Case Study 2: Time-Series Data
Problem: Dashboard queries on metrics table (1 billion rows) timing out.
-- Slow query
SELECT AVG(value) FROM metrics
WHERE device_id = 456 AND timestamp > NOW() - INTERVAL '1 day';
-- Seq Scan: timeout after 60 seconds
Solution: Composite index on (device_id, timestamp).
CREATE INDEX metrics_device_timestamp_idx ON metrics(device_id, timestamp);
-- Query time: 120ms
Optimization: Added covering index including value column.
CREATE INDEX metrics_device_timestamp_covering_idx
ON metrics(device_id, timestamp) INCLUDE (value);
-- Query time: 8ms (index-only scan)
Result: Real-time dashboard became usable.
Case Study 3: User Search
Problem: Searching users by name with partial matches too slow.
-- Slow query
SELECT * FROM users WHERE name LIKE '%John%';
-- Seq Scan: 8 seconds on 50M row table
Solution: Full-text search index with trigram extension.
-- Enable trigram extension
CREATE EXTENSION pg_trgm;
-- Create GIN index for trigram search
CREATE INDEX users_name_trgm_idx ON users USING GIN (name gin_trgm_ops);
-- Fast query
SELECT * FROM users WHERE name % 'John';
-- Index scan: 45ms
Result: User search feature became viable, enabling new application functionality.
Testing and Benchmarking
Always measure index impact:
-- Benchmark query without index
EXPLAIN (ANALYZE, BUFFERS) SELECT * FROM users WHERE email = '[email protected]';
-- Note execution time and buffer hits
-- Create index
CREATE INDEX users_email_idx ON users(email);
-- Benchmark with index
EXPLAIN (ANALYZE, BUFFERS) SELECT * FROM users WHERE email = '[email protected]';
-- Compare execution time and buffer hits
-- Check index size
SELECT pg_size_pretty(pg_relation_size('users_email_idx'));
Use realistic data volumes—indexes that work on 1000 rows may behave differently on 10 million rows.
Conclusion
Database indexes are essential for query performance, transforming impractical queries into millisecond responses. Understanding index data structures—primarily B-trees—and their trade-offs enables informed optimization decisions.
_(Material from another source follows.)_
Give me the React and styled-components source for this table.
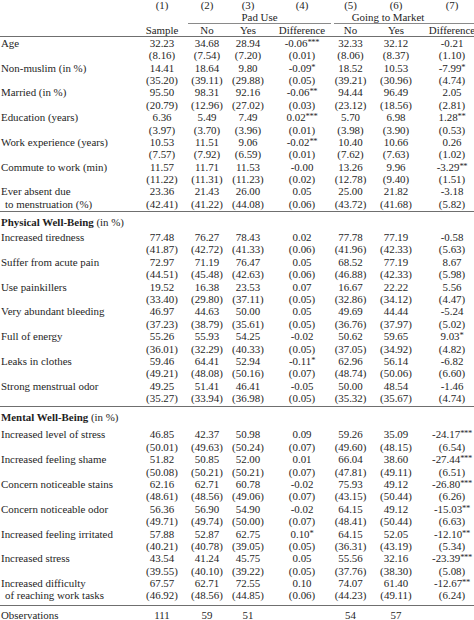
import React from "react";
import styled, { createGlobalStyle } from "styled-components";

const GlobalStyle = createGlobalStyle`
  body {
    margin: 0;
    background: #fff;
  }
`;

const Table = styled.div`
  width: 474px;
  margin-top: -1px;
  font-family: "Liberation Serif", "Times New Roman", serif;
  font-size: 10.9px;
  color: #1e1e1e;
  overflow: hidden;
`;

const Row = styled.div`
  display: grid;
  grid-template-columns: 141px 42px 48px 34px 74px 23px 68px 44px;
  height: 12.4px;
  line-height: 12.4px;
  margin-top: ${({ $mt }) => $mt || 0}px;
`;

const Cell = styled.div`
  display: flex;
  justify-content: center;
  white-space: nowrap;
`;

const Label = styled.div`
  white-space: nowrap;
  padding-left: ${({ $indent }) => ($indent ? "5px" : "1px")};
`;

const Span = styled.div`
  grid-column: ${({ $col }) => $col};
  display: flex;
  justify-content: center;
  white-space: nowrap;
  padding-right: ${({ $shift }) => $shift || 0}px;
  border-bottom: 1px solid #8a8a8a;
  margin: 0 ${({ $mr }) => $mr}px 0 ${({ $ml }) => $ml}px;
  height: 11.4px;
`;

const Rule = styled.div`
  border-top: 1px solid #6f6f6f;
  margin-top: ${({ $mt }) => $mt}px;
`;

const SectionTitle = styled.div`
  line-height: 12.4px;
  padding: ${({ $pt }) => $pt}px 0 ${({ $pb }) => $pb}px 1px;
  white-space: nowrap;
  b {
    font-weight: bold;
  }
`;

const Stars = styled.sup`
  font-size: 0.78em;
  line-height: 0;
  vertical-align: 0.2em;
  letter-spacing: -0.3px;
`;

const basic = [
  { label: "Age", v: ["32.23", "34.68", "28.94", "-0.06***", "32.33", "32.12", "-0.21"], s: ["(8.16)", "(7.54)", "(7.20)", "(0.01)", "(8.06)", "(8.37)", "(1.10)"] },
  { label: "Non-muslim (in %)", v: ["14.41", "18.64", "9.80", "-0.09*", "18.52", "10.53", "-7.99*"], s: ["(35.20)", "(39.11)", "(29.88)", "(0.05)", "(39.21)", "(30.96)", "(4.74)"] },
  { label: "Married (in %)", v: ["95.50", "98.31", "92.16", "-0.06**", "94.44", "96.49", "2.05"], s: ["(20.79)", "(12.96)", "(27.02)", "(0.03)", "(23.12)", "(18.56)", "(2.81)"] },
  { label: "Education (years)", v: ["6.36", "5.49", "7.49", "0.02***", "5.70", "6.98", "1.28**"], s: ["(3.97)", "(3.70)", "(3.96)", "(0.01)", "(3.98)", "(3.90)", "(0.53)"] },
  { label: "Work experience (years)", v: ["10.53", "11.51", "9.06", "-0.02**", "10.40", "10.66", "0.26"], s: ["(7.57)", "(7.92)", "(6.59)", "(0.01)", "(7.62)", "(7.63)", "(1.02)"] },
  { label: "Commute to work (min)", v: ["11.57", "11.71", "11.53", "-0.00", "13.26", "9.96", "-3.29**"], s: ["(11.22)", "(11.31)", "(11.23)", "(0.02)", "(12.78)", "(9.40)", "(1.51)"] },
  { label: "Ever absent due", label2: "to menstruation (%)", v: ["23.36", "21.43", "26.00", "0.05", "25.00", "21.82", "-3.18"], s: ["(42.41)", "(41.22)", "(44.08)", "(0.06)", "(43.72)", "(41.68)", "(5.82)"] },
];

const physical = [
  { label: "Increased tiredness", v: ["77.48", "76.27", "78.43", "0.02", "77.78", "77.19", "-0.58"], s: ["(41.87)", "(42.72)", "(41.33)", "(0.06)", "(41.96)", "(42.33)", "(5.63)"] },
  { label: "Suffer from acute pain", v: ["72.97", "71.19", "76.47", "0.05", "68.52", "77.19", "8.67"], s: ["(44.51)", "(45.48)", "(42.63)", "(0.06)", "(46.88)", "(42.33)", "(5.98)"] },
  { label: "Use painkillers", v: ["19.52", "16.38", "23.53", "0.07", "16.67", "22.22", "5.56"], s: ["(33.40)", "(29.80)", "(37.11)", "(0.05)", "(32.86)", "(34.12)", "(4.47)"] },
  { label: "Very abundant bleeding", v: ["46.97", "44.63", "50.00", "0.05", "49.69", "44.44", "-5.24"], s: ["(37.23)", "(38.79)", "(35.61)", "(0.05)", "(36.76)", "(37.97)", "(5.02)"] },
  { label: "Full of energy", v: ["55.26", "55.93", "54.25", "-0.02", "50.62", "59.65", "9.03*"], s: ["(36.01)", "(32.29)", "(40.33)", "(0.05)", "(37.05)", "(34.92)", "(4.82)"] },
  { label: "Leaks in clothes", v: ["59.46", "64.41", "52.94", "-0.11*", "62.96", "56.14", "-6.82"], s: ["(49.21)", "(48.08)", "(50.16)", "(0.07)", "(48.74)", "(50.06)", "(6.60)"] },
  { label: "Strong menstrual odor", v: ["49.25", "51.41", "46.41", "-0.05", "50.00", "48.54", "-1.46"], s: ["(35.27)", "(33.94)", "(36.98)", "(0.05)", "(35.32)", "(35.67)", "(4.74)"] },
];

const mental = [
  { label: "Increased level of stress", v: ["46.85", "42.37", "50.98", "0.09", "59.26", "35.09", "-24.17***"], s: ["(50.01)", "(49.63)", "(50.24)", "(0.07)", "(49.60)", "(48.15)", "(6.54)"] },
  { label: "Increased feeling shame", v: ["51.82", "50.85", "52.00", "0.01", "66.04", "38.60", "-27.44***"], s: ["(50.08)", "(50.21)", "(50.21)", "(0.07)", "(47.81)", "(49.11)", "(6.51)"] },
  { label: "Concern noticeable stains", v: ["62.16", "62.71", "60.78", "-0.02", "75.93", "49.12", "-26.80***"], s: ["(48.61)", "(48.56)", "(49.06)", "(0.07)", "(43.15)", "(50.44)", "(6.26)"] },
  { label: "Concern noticeable odor", v: ["56.36", "56.90", "54.90", "-0.02", "64.15", "49.12", "-15.03**"], s: ["(49.71)", "(49.74)", "(50.00)", "(0.07)", "(48.41)", "(50.44)", "(6.63)"] },
  { label: "Increased feeling irritated", v: ["57.88", "52.87", "62.75", "0.10*", "64.15", "52.05", "-12.10**"], s: ["(40.21)", "(40.78)", "(39.05)", "(0.05)", "(36.31)", "(43.19)", "(5.34)"] },
  { label: "Increased stress", v: ["43.54", "41.24", "45.75", "0.05", "55.56", "32.16", "-23.39***"], s: ["(39.55)", "(40.10)", "(39.22)", "(0.05)", "(37.76)", "(38.30)", "(5.08)"] },
  { label: "Increased difficulty", label2: "of reaching work tasks", v: ["67.57", "62.71", "72.55", "0.10", "74.07", "61.40", "-12.67**"], s: ["(46.92)", "(48.56)", "(44.85)", "(0.06)", "(44.23)", "(49.11)", "(6.24)"] },
];

// split "-0.06***" into the number and its stars
function Num({ text }) {
  const m = text.match(/^([^*]*)(\**)$/);
  return (
    <Cell>
      <span>
        {m[1]}
        {m[2] && <Stars>{m[2]}</Stars>}
      </span>
    </Cell>
  );
}

function Pair({ item }) {
  return (
    <>
      <Row>
        <Label>{item.label}</Label>
        {item.v.map((t, i) => (
          <Num key={i} text={t} />
        ))}
      </Row>
      <Row>
        <Label $indent>{item.label2 || ""}</Label>
        {item.s.map((t, i) => (
          <Cell key={i}>{t}</Cell>
        ))}
      </Row>
    </>
  );
}

export default function App() {
  return (
    <>
      <GlobalStyle />
      <Table>
        <Row>
          <Label />
          {["(1)", "(2)", "(3)", "(4)", "(5)", "(6)", "(7)"].map((t) => (
            <Cell key={t}>{t}</Cell>
          ))}
        </Row>
        <Row>
          <Label />
          <Cell />
          <Span $col="3 / 6" $ml={5} $mr={8}>
            Pad Use
          </Span>
          <Span $col="6 / 9" $ml={-5} $mr={0} $shift={32}>
            Going to Market
          </Span>
        </Row>
        <Row>
          <Label />
          {["Sample", "No", "Yes", "Difference", "No", "Yes", "Difference"].map((t, i) => (
            <Cell key={i}>{t}</Cell>
          ))}
        </Row>
        <Rule $mt={-0.4} />
        {basic.map((it) => (
          <Pair key={it.label} item={it} />
        ))}
        <Rule $mt={1} />
        <SectionTitle $pt={3.6} $pb={2.8}>
          <b>Physical Well-Being</b> (in %)
        </SectionTitle>
        {physical.map((it) => (
          <Pair key={it.label} item={it} />
        ))}
        <Rule $mt={1.6} />
        <SectionTitle $pt={3.6} $pb={5.3}>
          <b>Mental Well-Being</b> (in %)
        </SectionTitle>
        {mental.map((it) => (
          <Pair key={it.label} item={it} />
        ))}
        <Rule $mt={3} />
        <Row $mt={3}>
          <Label>Observations</Label>
          {["111", "59", "51", "", "54", "57", ""].map((t, i) => (
            <Cell key={i}>{t}</Cell>
          ))}
        </Row>
      </Table>
    </>
  );
}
Key takeaways from production experience:
- Indexes provide logarithmic lookups vs. linear full table scans
- B-tree indexes are versatile, supporting equality, range, and sort operations
- Composite indexes must match query column order
- Indexes have storage and write performance costs
- Monitor index usage and remove unused indexes
- Use EXPLAIN ANALYZE to verify optimization impact
- Specialize with partial, expression, and covering indexes for specific use cases
For deeper understanding, study database internals: the PostgreSQL documentation on indexes provides comprehensive coverage, and the MySQL indexing guide offers practical examples. Use the Index, Luke! by Markus Winand is an excellent resource for database indexing strategies. For B-tree internals, review The Art of Computer Programming, Volume 3 by Knuth. The Database Internals book by Alex Petrov explains modern storage engines. Query optimization is covered thoroughly in SQL Performance Explained by Markus Winand.